Meet Uma – a dreamer with boundless aspirations and a vision for her dream project.
However, every time she thinks about taking that leap, self-doubt creeps in, clouding her mind with thoughts of it being too enormous, a lost cause, or beyond her reach. Lost, unhappy and socially anxious, she becomes a fragmented version of herself, reflecting the dilemma faced by many. It seems as if she is living a life that others envy while her inner world crumbles with every passing day.
Much like a Barbie doll secluded in her Barbie world, she portrays happiness on the outside but her enthusiasm and confidence are on the verge of slowly fading away. Uma yearns for that fleeting happiness that the plastic world of Barbie dolls seems to provide.
Months pass and Uma continues to spiral downward, putting on a brave face for the world but feeling like a ragged doll tearing at every seam within. Yet, as life follows its course, change is inevitable. Amid Uma’s self-destructive slumber, a spark of inspiration finds its way to her heart, stirring something deep within her.
During a seemingly ordinary moment, an old song plays from Uma’s playlist –
“I’m a Barbie girl, in the Barbie world . . .”
And in that moment, Uma’s self-awareness takes charge. She immediately stops the song and whispers to herself:
“No more plastic, it’s not fantastic!”
In that flash of realisation, she understands how she had distanced herself from her true self, locking away her dreams and ambitions in the dollhouse of her inner child.
Looking back at her upbringing, Uma recognises the significance of dolls and dollhouses as trusted companions, vehicles of self-expression and a haven during turbulent times. However, she now understands that relying solely on these artificial escapes throughout adulthood leads to following a dangerous path of self-destruction and a pretence of happiness.

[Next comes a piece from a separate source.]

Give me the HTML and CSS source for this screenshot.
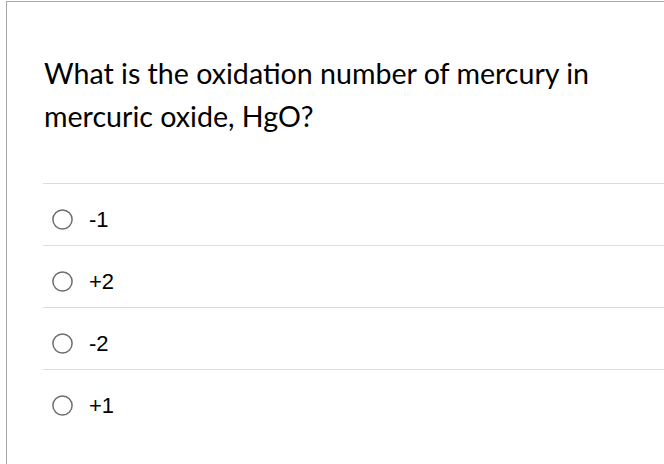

The fault does not lie with the dolls themselves or their marketing; instead, it is about how parents shape their children’s perceptions. Uma realises that as parents, it is crucial to foster authenticity, emotional intelligence and self-belief in children, allowing them to grow into genuine, confident individuals. The challenge lies in using toys like dolls and dollhouses not as superficial ideals but as tools to instil values of inner worth and self-expression.
As parents, we have the responsibility to guide our children towards embracing their true selves and differentiating between artificial appearances and authentic emotions. It’s essential to create an environment where our children can freely express their thoughts and feelings, learn from failures and cultivate resilience.
Re-parenting our inner child is equally vital. It involves healing past wounds, validating our emotions and rediscovering the joy of creativity and play. Embracing vulnerability and letting go of the need for perfection allows us to break free from the dollhouse of superficiality and live an authentic life.
As Uma embarks on her transformative journey, she realises that embracing vulnerability and letting go of the need for perfection are pivotal steps in her pursuit of authenticity. The re-parenting process empowers her to cherish her unique qualities, celebrate imperfections and live a life true to herself so she can set on the path of living her purpose, manoeuvring through every challenge.
Uma’s journey is not unique. It is reflective of a collective human experience. Embracing authenticity and re-parenting the inner child are journeys that allow us to break free from the shackles of superficiality. They enable us to cultivate genuine connections and embrace the joy of living life authentically.
Here is a toolbox for Re-Parenting Your Inner Child:
- Healing Past Wounds: Acknowledge and address any past wounds or traumas from childhood. Provide comfort and support to your inner child that might have been lacking earlier.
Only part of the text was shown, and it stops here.